_Goal of the exercise_
In the entries below, locate the line with "Emit a single-file", then give again that line and all lines after it, exactly, with pictures omitted.

_Dataset entries_
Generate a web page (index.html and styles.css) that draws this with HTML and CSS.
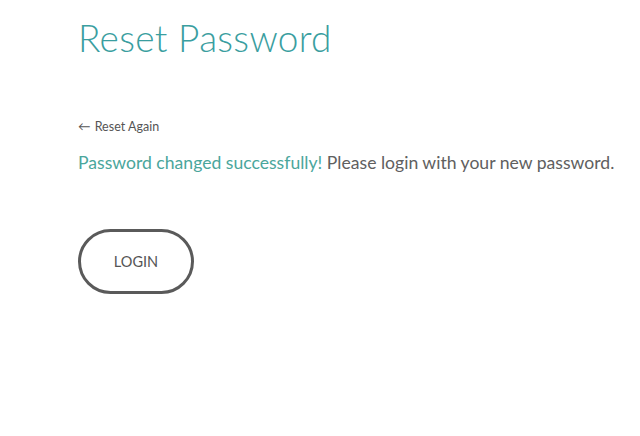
FILE: index.html
```html
<!DOCTYPE html>
<html>
<head>
<meta charset="utf-8">
<link rel="stylesheet" href="styles.css">
</head>
<body>
<main class="page">
  <h1 class="title">Reset Password</h1>
  <a class="back" href="#"><span class="arrow">&larr;</span> Reset Again</a>
  <p class="message"><span class="success">Password changed successfully!</span> Please login with your new password.</p>
  <button class="login">LOGIN</button>
</main>
</body>
</html>
```
FILE: styles.css
```css
html, body {
  margin: 0;
  padding: 0;
  background: #ffffff;
}
body {
  font-family: Lato, "Noto Sans", sans-serif;
  color: #555;
}
.page {
  padding: 14px 0 0 78px;
  display: flex;
  flex-direction: column;
  align-items: flex-start;
}
.title {
  margin: 0;
  font-size: 37px;
  font-weight: 300;
  line-height: 48px;
  color: #3a9ea0;
  letter-spacing: 0.3px;
}
.back {
  margin-top: 57px;
  font-size: 12.5px;
  line-height: 16px;
  color: #555;
  text-decoration: none;
}
.arrow {
  margin-right: 1px;
}
.message {
  margin: 17px 0 0;
  font-size: 17.6px;
  line-height: 22px;
  color: #606060;
  white-space: nowrap;
}
.success {
  color: #4aa69c;
}
.login {
  margin-top: 55px;
  width: 116px;
  height: 65px;
  border: 3px solid #5a5a5a;
  border-radius: 33px;
  background: #fff;
  font-family: Lato, "Noto Sans", sans-serif;
  font-size: 14.5px;
  color: #555;
  padding: 0;
}
```
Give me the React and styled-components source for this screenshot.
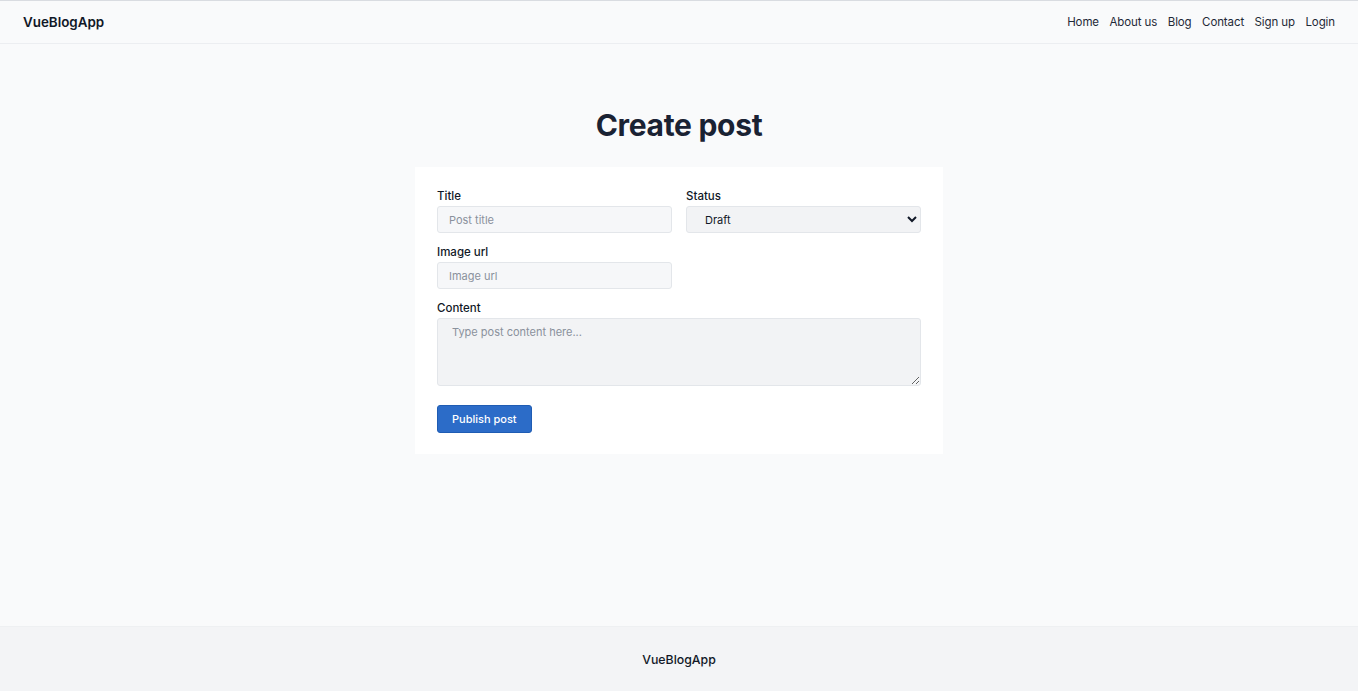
import React from 'react';
import styled, { createGlobalStyle } from 'styled-components';

const GlobalStyle = createGlobalStyle`
  * { box-sizing: border-box; }
  html, body {
    margin: 0;
    padding: 0;
    background: #f9fafb;
    font-family: Inter, "Noto Sans", "Liberation Sans", sans-serif;
    color: #111827;
  }
`;

const Page = styled.div`
  min-height: 691px;
  display: flex;
  flex-direction: column;
`;

const Header = styled.header`
  height: 44px;
  display: flex;
  align-items: center;
  justify-content: space-between;
  padding: 0 23px;
  border-top: 1px solid #d9dce1;
  border-bottom: 1px solid #eceef1;
  background: #f9fafb;
`;

const Logo = styled.a`
  font-size: 13.4px;
  font-weight: 600;
  color: #111827;
  text-decoration: none;
`;

const Nav = styled.nav`
  display: flex;
  gap: 10.5px;
`;

const NavLink = styled.a`
  font-size: 11.5px;
  color: #1f2937;
  text-decoration: none;
  letter-spacing: -0.1px;
`;

const Main = styled.main`
  flex: 1;
  display: flex;
  flex-direction: column;
  align-items: center;
  padding-top: 61px;
`;

const Heading = styled.h1`
  margin: 0 0 22px;
  font-size: 30px;
  line-height: 40px;
  font-weight: 700;
  color: #1a2233;
  letter-spacing: -0.3px;
`;

const Card = styled.form`
  width: 528px;
  background: #fff;
  padding: 21px 22px 21px;
  display: flex;
  flex-direction: column;
`;

const Grid = styled.div`
  display: grid;
  grid-template-columns: 235px 235px;
  column-gap: 14px;
  row-gap: 11px;
`;

const Field = styled.div`
  display: flex;
  flex-direction: column;
  grid-column: ${({ $wide }) => ($wide ? '1 / -1' : 'auto')};
`;

const Label = styled.label`
  font-size: 11.5px;
  line-height: 17px;
  font-weight: 500;
  color: #111827;
  margin-bottom: 1px;
`;

const Input = styled.input`
  height: 27px;
  padding: 0 11px;
  border: 1px solid #e3e6ea;
  border-radius: 3px;
  background: #f6f7f9;
  font-family: inherit;
  font-size: 11px;
  color: #111827;
  outline: none;
  &::placeholder { color: #8a919c; }
`;

const Select = styled.select`
  height: 27px;
  padding: 0 8px 0 14px;
  border: 1px solid #e3e6ea;
  border-radius: 3px;
  background: #f2f3f5;
  font-family: inherit;
  font-size: 11px;
  color: #111827;
  outline: none;
`;

const TextArea = styled.textarea`
  height: 68px;
  padding: 6px 14px;
  border: 1px solid #e3e6ea;
  border-radius: 3px;
  background: #f2f3f5;
  font-family: inherit;
  font-size: 11px;
  color: #111827;
  outline: none;
  resize: vertical;
  &::placeholder { color: #8a919c; }
`;

const Actions = styled.div`
  margin-top: 19px;
`;

const Button = styled.button`
  height: 28px;
  padding: 0 14px;
  border: 1px solid #1f5cb3;
  border-radius: 3px;
  background: #2c6cc8;
  color: #fff;
  font-family: inherit;
  font-size: 11px;
  font-weight: 500;
  cursor: pointer;
`;

const Footer = styled.footer`
  height: 65px;
  display: flex;
  align-items: center;
  justify-content: center;
  background: #f3f4f6;
  border-top: 1px solid #eef0f2;
  font-size: 12.3px;
  font-weight: 500;
  color: #111827;
`;

const links = ['Home', 'About us', 'Blog', 'Contact', 'Sign up', 'Login'];

export default function App() {
  return (
    <Page>
      <GlobalStyle />
      <Header>
        <Logo href="#">VueBlogApp</Logo>
        <Nav>
          {links.map((l) => (
            <NavLink key={l} href="#">{l}</NavLink>
          ))}
        </Nav>
      </Header>
      <Main>
        <Heading>Create post</Heading>
        <Card onSubmit={(e) => e.preventDefault()}>
          <Grid>
            <Field>
              <Label htmlFor="title">Title</Label>
              <Input id="title" placeholder="Post title" />
            </Field>
            <Field>
              <Label htmlFor="status">Status</Label>
              <Select id="status" defaultValue="draft">
                <option value="draft">Draft</option>
                <option value="published">Published</option>
              </Select>
            </Field>
            <Field>
              <Label htmlFor="image">Image url</Label>
              <Input id="image" placeholder="Image url" />
            </Field>
            <div />
            <Field $wide>
              <Label htmlFor="content">Content</Label>
              <TextArea id="content" placeholder="Type post content here..." />
            </Field>
          </Grid>
          <Actions>
            <Button type="submit">Publish post</Button>
          </Actions>
        </Card>
      </Main>
      <Footer>VueBlogApp</Footer>
    </Page>
  );
}
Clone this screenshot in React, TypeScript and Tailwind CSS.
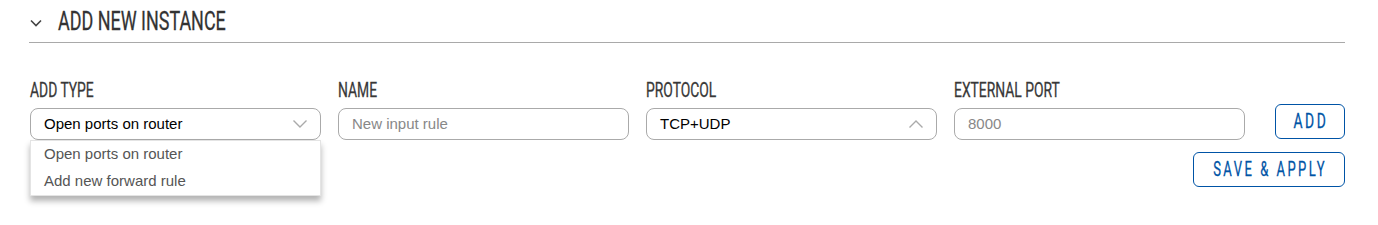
const body = { fontFamily: '"Liberation Sans", Arial, sans-serif' };
const cond = { fontFamily: 'Roboto, "Liberation Sans", sans-serif' };

function Narrow({ children, className = "" }: { children: React.ReactNode; className?: string }) {
    return <span className={"inline-block whitespace-nowrap " + className} style={cond}>{children}</span>;
}

function Chevron({ up = false, className = "" }: { up?: boolean; className?: string }) {
    return (
        <svg width="16" height="10" viewBox="0 0 16 10" fill="none" className={className}>
            <path d={up ? "M1.5 8.5L8 2L14.5 8.5" : "M1.5 1.5L8 8L14.5 1.5"} stroke="currentColor" strokeWidth="1.4" />
        </svg>
    );
}

function Field({ label, children }: { label: string; children: React.ReactNode }) {
    return (
        <div className="w-[291px] shrink-0 relative">
            <label className="block text-[21px] leading-[22px] text-[#383838]">
                <Narrow className="origin-left scale-x-[0.66] font-normal [-webkit-text-stroke:0.3px_#383838]">{label}</Narrow>
            </label>
            {children}
        </div>
    );
}

export default function App() {
    return (
        <main className="w-full h-[225px] bg-white" style={body}>
            <div className="ml-[29px] w-[1316px]">
                <div className="flex items-center h-[43px] border-b border-[#a9a9a9]">
                    <svg width="12" height="8" viewBox="0 0 12 8" fill="none" className="ml-[1px] mt-[4px] text-[#444] shrink-0">
                        <path d="M1 1.5L6 6.5L11 1.5" stroke="currentColor" strokeWidth="1.6" />
                    </svg>
                    <h1 className="ml-[16px] text-[26px] leading-none text-[#333]">
                        <Narrow className="origin-left scale-x-[0.69] font-normal [-webkit-text-stroke:0.3px_#333]">ADD NEW INSTANCE</Narrow>
                    </h1>
                </div>

                <div className="flex gap-[17px] mt-[36px] pl-[1px]">
                    <Field label="ADD TYPE">
                        <div className="mt-[7px] h-[32px] flex items-center justify-between pl-[13px] pr-[12px] border border-[#aaa] rounded-[8px] text-[15px] text-black">
                            <span>Open ports on router</span>
                            <Chevron className="text-[#aaa]" />
                        </div>
                        <div className="absolute left-0 top-[61px] w-[291px] bg-white border border-[#e4e4e4] shadow-[0_5px_6px_rgba(0,0,0,0.3)] text-[15px] text-[#555] z-10">
                            <div className="pl-[13px] h-[27px] flex items-center">Open ports on router</div>
                            <div className="pl-[13px] h-[27px] flex items-center">Add new forward rule</div>
                        </div>
                    </Field>

                    <Field label="NAME">
                        <div className="mt-[7px] h-[32px] flex items-center pl-[13px] border border-[#aaa] rounded-[8px] text-[15px] text-[#888]">
                            New input rule
                        </div>
                    </Field>

                    <Field label="PROTOCOL">
                        <div className="mt-[7px] h-[32px] flex items-center justify-between pl-[13px] pr-[12px] border border-[#aaa] rounded-[8px] text-[15px] text-black">
                            <span>TCP+UDP</span>
                            <Chevron up className="text-[#aaa]" />
                        </div>
                    </Field>

                    <Field label="EXTERNAL PORT">
                        <div className="mt-[7px] h-[32px] flex items-center pl-[13px] border border-[#aaa] rounded-[8px] text-[15px] text-[#888]">
                            8000
                        </div>
                    </Field>

                    <div className="ml-auto mt-[25px]">
                        <button className="h-[35px] w-[70px] flex items-center justify-center border border-[#0054a6] rounded-[6px] text-[#0054a6] text-[21px] tracking-[4px] leading-none">
                            <Narrow className="origin-center pl-[4px] scale-x-[0.66] [-webkit-text-stroke:0.3px_#0054a6]">ADD</Narrow>
                        </button>
                    </div>
                </div>

                <div className="flex justify-end mt-[12px]">
                    <button className="h-[35px] w-[152px] flex items-center justify-center border border-[#0054a6] rounded-[6px] text-[#0054a6] text-[21px] tracking-[4px] leading-none">
                        <Narrow className="origin-center pl-[4px] scale-x-[0.62] [-webkit-text-stroke:0.3px_#0054a6]">SAVE &amp; APPLY</Narrow>
                    </button>
                </div>
            </div>
        </main>
    );
}
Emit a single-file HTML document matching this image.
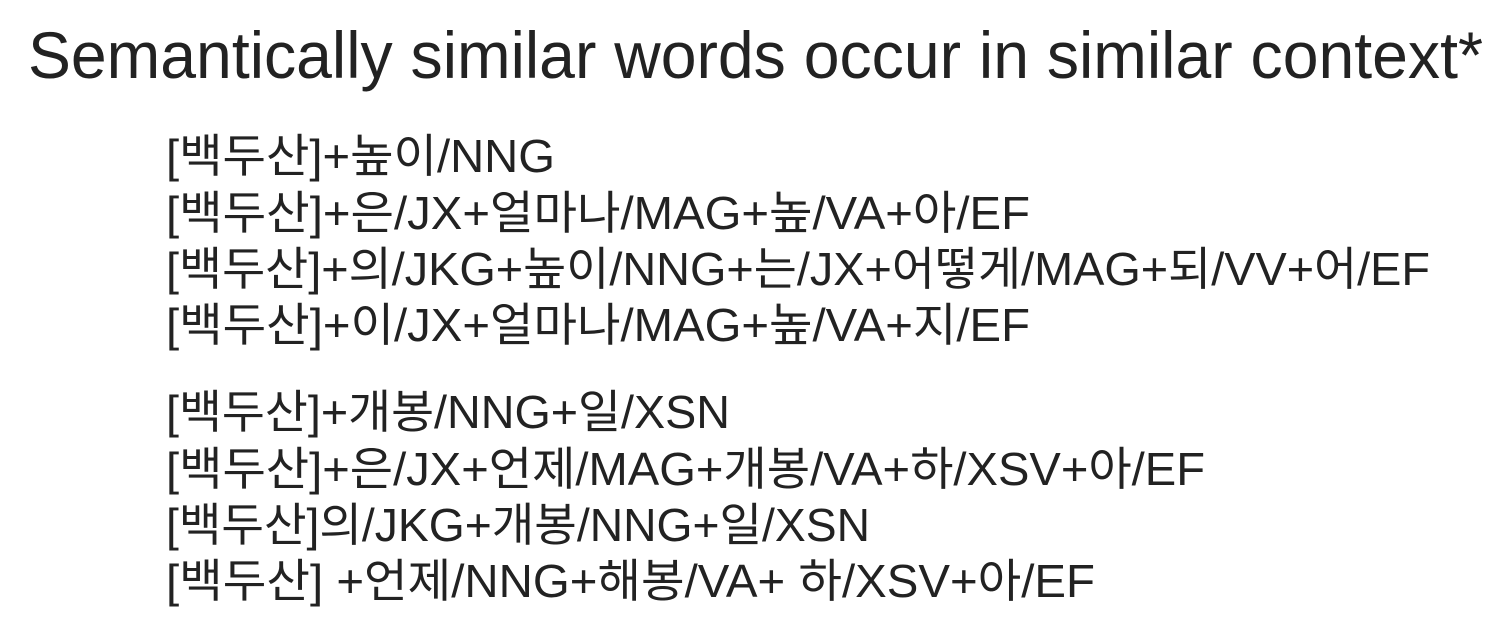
<!DOCTYPE html>
<html><head><meta charset="utf-8"><style>
html,body{margin:0;padding:0;background:#fff;width:1500px;height:642px;overflow:hidden}
svg{display:block}
text{fill:#222;font-family:"Liberation Sans","Noto Sans CJK KR",sans-serif}
</style></head><body>
<svg width="1500" height="642" viewBox="0 0 1500 642">
<text x="28" y="78" font-size="66" textLength="1455" lengthAdjust="spacingAndGlyphs">Semantically similar words occur in similar context*</text>
<g font-size="46">
<text x="166" y="172" textLength="389" lengthAdjust="spacingAndGlyphs">[백두산]+높이/NNG</text>
<text x="166" y="229" textLength="864" lengthAdjust="spacingAndGlyphs">[백두산]+은/JX+얼마나/MAG+높/VA+아/EF</text>
<text x="166" y="285" textLength="1264" lengthAdjust="spacingAndGlyphs">[백두산]+의/JKG+높이/NNG+는/JX+어떻게/MAG+되/VV+어/EF</text>
<text x="166" y="341" textLength="864" lengthAdjust="spacingAndGlyphs">[백두산]+이/JX+얼마나/MAG+높/VA+지/EF</text>
<text x="166" y="428" textLength="564" lengthAdjust="spacingAndGlyphs">[백두산]+개봉/NNG+일/XSN</text>
<text x="166" y="485" textLength="1039" lengthAdjust="spacingAndGlyphs">[백두산]+은/JX+언제/MAG+개봉/VA+하/XSV+아/EF</text>
<text x="166" y="541" textLength="704" lengthAdjust="spacingAndGlyphs">[백두산]의/JKG+개봉/NNG+일/XSN</text>
<text x="166" y="597" textLength="929" lengthAdjust="spacingAndGlyphs">[백두산] +언제/NNG+해봉/VA+ 하/XSV+아/EF</text>
</g>
</svg>
</body></html>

_Output of the task_
Emit a single-file HTML document matching this image.
<!DOCTYPE html>
<html><head><meta charset="utf-8"><style>
html,body{margin:0;padding:0;background:#fff;width:1500px;height:642px;overflow:hidden}
svg{display:block}
text{fill:#222;font-family:"Liberation Sans","Noto Sans CJK KR",sans-serif}
</style></head><body>
<svg width="1500" height="642" viewBox="0 0 1500 642">
<text x="28" y="78" font-size="66" textLength="1455" lengthAdjust="spacingAndGlyphs">Semantically similar words occur in similar context*</text>
<g font-size="46">
<text x="166" y="172" textLength="389" lengthAdjust="spacingAndGlyphs">[백두산]+높이/NNG</text>
<text x="166" y="229" textLength="864" lengthAdjust="spacingAndGlyphs">[백두산]+은/JX+얼마나/MAG+높/VA+아/EF</text>
<text x="166" y="285" textLength="1264" lengthAdjust="spacingAndGlyphs">[백두산]+의/JKG+높이/NNG+는/JX+어떻게/MAG+되/VV+어/EF</text>
<text x="166" y="341" textLength="864" lengthAdjust="spacingAndGlyphs">[백두산]+이/JX+얼마나/MAG+높/VA+지/EF</text>
<text x="166" y="428" textLength="564" lengthAdjust="spacingAndGlyphs">[백두산]+개봉/NNG+일/XSN</text>
<text x="166" y="485" textLength="1039" lengthAdjust="spacingAndGlyphs">[백두산]+은/JX+언제/MAG+개봉/VA+하/XSV+아/EF</text>
<text x="166" y="541" textLength="704" lengthAdjust="spacingAndGlyphs">[백두산]의/JKG+개봉/NNG+일/XSN</text>
<text x="166" y="597" textLength="929" lengthAdjust="spacingAndGlyphs">[백두산] +언제/NNG+해봉/VA+ 하/XSV+아/EF</text>
</g>
</svg>
</body></html>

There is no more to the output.